I'm not sure if you now fully understand it... maybe you do!
However I feel handicapped for I wished I had a nice video like the one you made to explain this!
So, let's have a look at your video together.
For some reason that escapes me, you make a difference between "with respect to" and "relative", although you don't really make use of that difference. Still your good word choice may be helpful for my explanation to you! I will consistently use "relative" for a difference in velocities (a vector subtraction), and "with respect to the ground" for the ground as reference system.
First you compare a velocity measurement of the bike by the ground with a velocity measurement of the ground by the bike.
That is called a "system transformation", which happens when you make a conversion of measurements of one reference system to those of another one. And the transformation that you use is called a "Galilean" transformation. Coincidentally, also in special relativity, v_bike-ground = -v_ground-bike; so you can indeed say "always". But that is really an exception.
I suppose that with v_bike-ground you do NOT intend the - as a minus sign, which would indicate a velocity difference (=relative velocity in some textbooks). You clearly say "velocity of the bike with respect to the ground", and "velocity of the bike as seen by the ground". Thus with that you take the ground as reference system. Perfect.
But then (2:20) you arrive at slippery ground. You claim that this is true for the velocity between any two objects: that velocity of B wrt A is
always the negative of the velocity of A wrt B. That is not necessarily true. It is where many textbooks go wrong; an object is not always a reference system. In fact it usually is not!
Take for example the moon. From the Earth you always see the same side of the moon. What is its motion with respect to the Earth? And what is the motion of the Earth with respect to the moon? An astronaut who lands on this side of the moon, will not see the Earth go down or rise.
Next you nicely introduce the concept of a "reference". Good!
My suggestion is that you say somewhere (after 4:00) that the rule that you are going to give is only true in classical mechanics. And if a student asks you why, I know that you will give the right answer.
Then, at 5:40 you introduce (but hardly noticeable!) a new concept: relative velocity.
You say that the relative velocity of the road and the limousine "cancel out". You probably mean that
with respect to the car, the velocity of the ground relative to the car is the negative of the velocity of the limousine relative to the ground, so that the velocity of the limousine relative to the car is zero. That is a straightforward vector subtraction, although in one dimension; it is all calculated using a single reference system, the car.
If that is indeed what you did, then you used there "relative velocity" definition 1 of my explanation in the link of my first reply. Do you copy that?
The advantage of that definition is that it is equally valid in special relativity. The advantage of the other definition (no.2) is that it looks somewhat simpler, even though it is in fact a system transformation. However, I noticed in discussions that it can hinder the capability to arrive at a good understanding of special relativity (which is why I nickname it "Newspeak"; you will know what I mean if you read Orwell!).

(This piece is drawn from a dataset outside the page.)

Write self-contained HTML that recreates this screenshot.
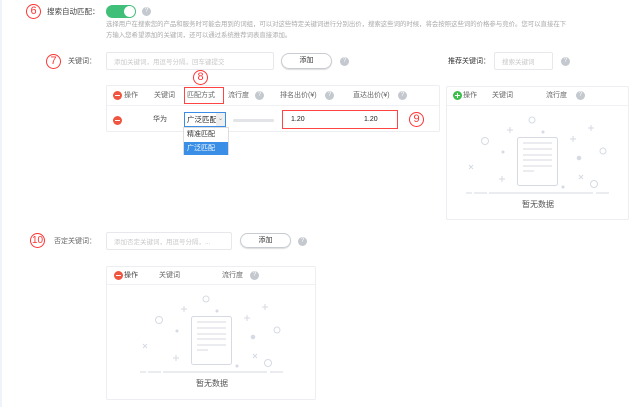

Using definition 1, I would say that the relative velocity of the limousine and the car are zero with respect to the car. And in such a case the relative velocity of the limousine and the car with respect to the ground is of course also zero.
.. but its an educational video! Cheers 
Vector addition of the same things always works. Therefore, a velocity difference in a single reference system is a vector subtraction that always works. That is different from a system transformation.